In welcoming SC Circular 221-2019, Secretary Eduardo Ano said that in numerous instances, the statutory duty of DILG to implement decisions of the Ombudsman have been stymied by the issuance of TROs or preliminary injunction from RTCs.

“It has become alarming because this is contrary to the doctrine of judicial stability and hierarchy of courts. Thus we constrained to seek the advice of the Supreme Court,” the DILG chief said.

The SC circular, according to Ano, is clear that RTCs cannot interfere with Ombudsman decisions on disciplinary cases.

“Given that the highest court of the land has spoken, this Department will not honor any TRO or injunction to be issued by any RTC against the decisions of the Ombudsman since the Supreme Court has ruled that it has no legal authority to do so,” he added

He advised those aggrieved by any decision of the Ombudsman to follow the proper and correct procedure. “As clearly laid down in OCA Circular No. 221-2019, the Court of Appeals via a Petition for Review is the proper recourse for those aggrieved by any decision by the Ombudsman. While this Department respects the right of all to due process, this must be exercised in the proper and legal manner,” he said.

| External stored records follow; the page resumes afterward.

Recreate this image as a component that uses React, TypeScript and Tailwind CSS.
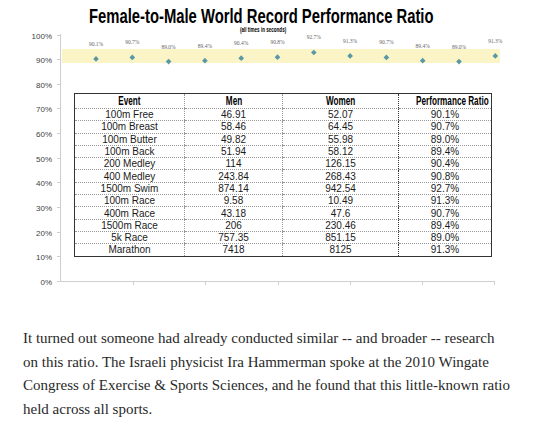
import React from "react";

// 種目ごとの記録（男子・女子・比率）
const rows = [
  ["100m Free", "46.91", "52.07", "90.1%"],
  ["100m Breast", "58.46", "64.45", "90.7%"],
  ["100m Butter", "49.82", "55.98", "89.0%"],
  ["100m Back", "51.94", "58.12", "89.4%"],
  ["200 Medley", "114", "126.15", "90.4%"],
  ["400 Medley", "243.84", "268.43", "90.8%"],
  ["1500m Swim", "874.14", "942.54", "92.7%"],
  ["100m Race", "9.58", "10.49", "91.3%"],
  ["400m Race", "43.18", "47.6", "90.7%"],
  ["1500m Race", "206", "230.46", "89.4%"],
  ["5k Race", "757.35", "851.15", "89.0%"],
  ["Marathon", "7418", "8125", "91.3%"],
];

const ratios = [90.1, 90.7, 89.0, 89.4, 90.4, 90.8, 92.7, 91.3, 90.7, 89.4, 89.0, 91.3];

const yOf = (v: number) => 281 - v * 2.465;

const sans = { fontFamily: '"Liberation Sans", Arial, sans-serif' };

const HeadCell = ({ label, className }: { label: string; className: string }) => (
  <th className={`p-0 font-bold text-[12px] leading-[14px] whitespace-nowrap text-black ${className}`} style={sans}>
    <span className="inline-block scale-x-[0.68]">{label}</span>
  </th>
);

const Chart = () => {
  return (
    <div className="relative h-[300px] w-full">
      {/* 軸・帯・プロット */}
      <svg className="absolute inset-0" width="535" height="300">
        <rect x="62" y="49" width="438" height="14" fill="#faf4c6" />
        <line x1="60.5" y1="34" x2="60.5" y2="282" stroke="#cfcfcf" />
        <line x1="60" y1="281.5" x2="495" y2="281.5" stroke="#cfcfcf" />
        {Array.from({ length: 11 }).map((_, i) => {
          const y = Math.round(yOf(i * 10)) + 0.5;
          return (
            <g key={i}>
              <line x1="57" y1={y} x2="60" y2={y} stroke="#cfcfcf" />
              <text
                x="52"
                y={y + 3}
                textAnchor="end"
                fontSize="8"
                fill="#3f3f3f"
                fontFamily="Liberation Sans, sans-serif"
              >
                {i * 10}%
              </text>
            </g>
          );
        })}
        {[133, 205, 278, 350, 422, 494].map((x) => (
          <line key={x} x1={x + 0.5} y1="282" x2={x + 0.5} y2="285" stroke="#cfcfcf" />
        ))}
        {ratios.map((v, i) => {
          const x = 96 + i * 36.3;
          const y = yOf(v);
          return (
            <g key={i}>
              <rect
                x={x - 2}
                y={y - 2}
                width="4"
                height="4"
                fill="#5b98a6"
                transform={`rotate(45 ${x} ${y})`}
              />
              <text
                x={x}
                y={y - 13}
                textAnchor="middle"
                fontSize="5.5"
                fill="#666"
                fontFamily="Liberation Serif, serif"
              >
                {v.toFixed(1)}%
              </text>
            </g>
          );
        })}
      </svg>

      {/* タイトル */}
      <div className="relative pt-[5px] w-[523px] text-center text-black" style={sans}>
        <div className="text-[21px] leading-[22px] font-bold whitespace-nowrap">
          <span className="inline-block scale-x-[0.705]">
            Female-to-Male World Record Performance Ratio
          </span>
        </div>
        <div className="text-[6.5px] leading-[5px] font-bold whitespace-nowrap pl-[4px]">
          <span className="inline-block scale-x-[0.7]">(all times in seconds)</span>
        </div>
      </div>

      {/* データ表 */}
      <table
        className="absolute left-[74px] top-[93px] w-[418px] table-fixed border-collapse border border-[#333] text-[10px] text-[#1a1a1a] text-center"
        style={sans}
      >
        <thead>
          <tr className="h-[15px]">
            <HeadCell label="Event" className="w-[110px] border-b border-dotted border-[#999]" />
            <HeadCell label="Men" className="w-[98px] border-b border-l border-dotted border-[#999]" />
            <HeadCell label="Women" className="w-[116px] border-b border-l border-dotted border-[#999]" />
            <HeadCell label="Performance Ratio" className="border-b border-dotted border-[#999] border-l border-l-solid border-l-[#333]" />
          </tr>
        </thead>
        <tbody>
          {rows.map((r, i) => (
            <tr key={i} className="h-[12.3px] leading-[11px]">
              <td className="border-b border-dotted border-[#999] p-0">{r[0]}</td>
              <td className="border-b border-l border-dotted border-[#999] p-0">{r[1]}</td>
              <td className="border-b border-l border-dotted border-[#999] p-0">{r[2]}</td>
              <td className="border-b border-dotted border-[#999] border-l border-l-solid border-l-[#333] p-0">{r[3]}</td>
            </tr>
          ))}
        </tbody>
      </table>
    </div>
  );
};

const App = () => {
  return (
    <div className="w-[535px] h-[442px] bg-white overflow-hidden">
      <Chart />
      <p
        className="mt-[27px] px-[23px] text-[15px] leading-[23.5px] text-[#292929]"
        style={{ fontFamily: '"Liberation Serif", serif' }}
      >
        It turned out someone had already conducted similar -- and broader -- research on this
        ratio. The Israeli physicist Ira Hammerman spoke at the 2010 Wingate Congress of Exercise
        &amp; Sports Sciences, and he found that this little-known ratio held across all sports.
      </p>
    </div>
  );
};

export default App;
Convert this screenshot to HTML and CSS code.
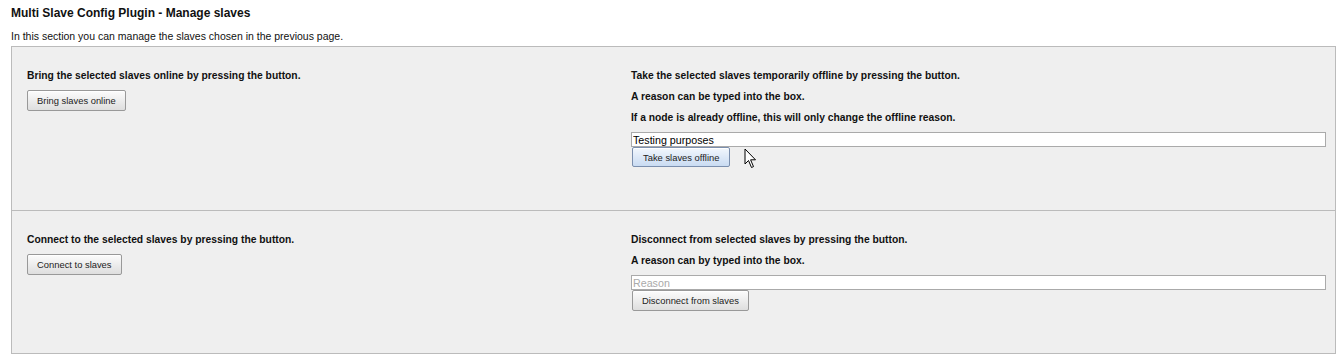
FILE: index.html
```html
<!DOCTYPE html>
<html lang="en">
<head>
    <meta charset="UTF-8" />
    <title>Multi Slave Config Plugin - Manage slaves</title>
    <link rel="stylesheet" href="styles.css">
</head>
<body>

<h1 class="page-title">Multi Slave Config Plugin - Manage slaves</h1>
<p class="page-intro">In this section you can manage the slaves chosen in the previous page.</p>

<div class="manage-box">
    <div class="manage-row">
        <div class="manage-cell">
            <p>Bring the selected slaves online by pressing the button.</p>
            <button class="btn">Bring slaves online</button>
        </div>
        <div class="manage-cell">
            <p>Take the selected slaves temporarily offline by pressing the button.</p>
            <p>A reason can be typed into the box.</p>
            <p>If a node is already offline, this will only change the offline reason.</p>
            <input class="reason" type="text" value="Testing purposes">
            <div class="btn-wrap">
                <button class="btn btn-hover">Take slaves offline</button>
                <svg class="cursor" width="13" height="21" viewBox="0 0 13 21">
                    <path d="M1 1 L1 16 L4.5 12.5 L7.5 19.5 L9.5 18.6 L6.6 11.8 L11.5 11.8 Z" fill="#fff" stroke="#000" stroke-width="1" stroke-linejoin="round"/>
                </svg>
            </div>
        </div>
    </div>
    <div class="manage-row">
        <div class="manage-cell">
            <p>Connect to the selected slaves by pressing the button.</p>
            <button class="btn">Connect to slaves</button>
        </div>
        <div class="manage-cell">
            <p>Disconnect from selected slaves by pressing the button.</p>
            <p>A reason can by typed into the box.</p>
            <input class="reason" type="text" placeholder="Reason">
            <button class="btn">Disconnect from slaves</button>
        </div>
    </div>
</div>

</body>
</html>
```

FILE: styles.css
```css
body {
    margin: 0;
    padding: 0 4px 0 11px;
    font-family: "Liberation Sans", Arial, sans-serif;
    color: #111;
    background: #fff;
}

.page-title {
    font-size: 12px;
    font-weight: bold;
    margin: 6px 0 0;
    line-height: 14px;
}

.page-intro {
    font-size: 10.5px;
    margin: 9px 0 3px;
    line-height: 14px;
}

.manage-box {
    border: 1px solid #bbb;
    background: #efefef;
}

.manage-row {
    display: grid;
    grid-template-columns: 604px 1fr;
    padding: 14px 9px 43px 0;
}
.manage-row + .manage-row {
    border-top: 1px solid #bbb;
    padding-bottom: 42px;
}

.manage-cell {
    padding-left: 15px;
}

.manage-cell p {
    font-size: 10.3px;
    font-weight: bold;
    line-height: 13px;
    margin: 8px 0;
}

.reason {
    display: block;
    box-sizing: border-box;
    width: 100%;
    height: 15px;
    margin: 0;
    padding: 0 1px;
    border: 1px solid #aaa;
    background: #fff;
    font-family: "Liberation Sans", Arial, sans-serif;
    font-size: 10.7px;
    color: #000;
    outline: none;
}
.reason::placeholder {
    color: #aaa;
}

.btn {
    display: block;
    height: 21px;
    margin: 0;
    padding: 0 9px;
    border: 1px solid #999;
    border-radius: 2px;
    background: linear-gradient(#fcfcfc, #dedede);
    font-family: "Liberation Sans", Arial, sans-serif;
    font-size: 9.4px;
    color: #222;
    box-shadow: inset 0 1px 0 #fff;
}
.reason + .btn,
.reason + .btn-wrap {
    margin-left: 1px;
}

.btn-wrap {
    position: relative;
    display: flex;
    align-items: flex-start;
}

.btn-hover {
    height: 20px;
    padding: 0 10px;
    border-color: #7b8fae;
    background: linear-gradient(#f2f7fd, #c9dbf2);
}

.cursor {
    position: absolute;
    left: 112px;
    top: 1px;
}
```
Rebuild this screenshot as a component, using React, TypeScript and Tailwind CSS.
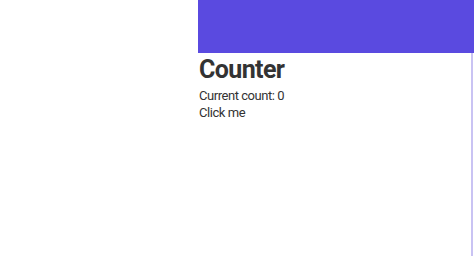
export default function App() {
  return (
    <div className="flex h-[256px] w-[474px] bg-white font-['Roboto',sans-serif] text-[#333333]">
      <div className="w-[198px] shrink-0 bg-white" />
      <div className="flex flex-1 flex-col">
        <div className="h-[53px] shrink-0 bg-[#5a4ae0]" />
        <div className="flex flex-1">
          <div className="flex flex-1 flex-col items-start pl-px">
            <h1 className="m-0 text-[25px] font-bold leading-[34px] tracking-[-0.6px]">Counter</h1>
            <p className="text-[13px] leading-[17px] tracking-[-0.45px]">Current count: 0</p>
            <button className="text-[13px] leading-[17px] tracking-[-0.45px]">Click me</button>
          </div>
          <div className="w-[2px] shrink-0 bg-[#c9c3f3]" />
          <div className="w-px shrink-0 bg-white" />
        </div>
      </div>
    </div>
  );
}
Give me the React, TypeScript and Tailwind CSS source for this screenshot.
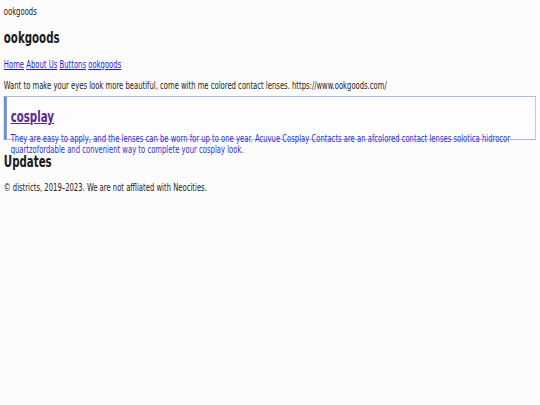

OCA Circular No. 221-2019 issued by Court Administrator Midas P. Marquez states that “As a co-equal body, the RTC has no jurisdiction to interfere with or restrain the execution of the Ombudsman’s decision in disciplinary cases,” citing the decisions of the Supreme Court in DILG vs. Gatuz, GR No. 191176 (2015) and Erice v. Judge Sison, AM No. RTJ-15-2407 (2017).

“This is a big step towards holding our public officials, especially local government officials, accountable to the people. We thank the Supreme Court for acting swiftly on our letter dated 21 November 2019 and we advise the public to be guided accordingly,” he said.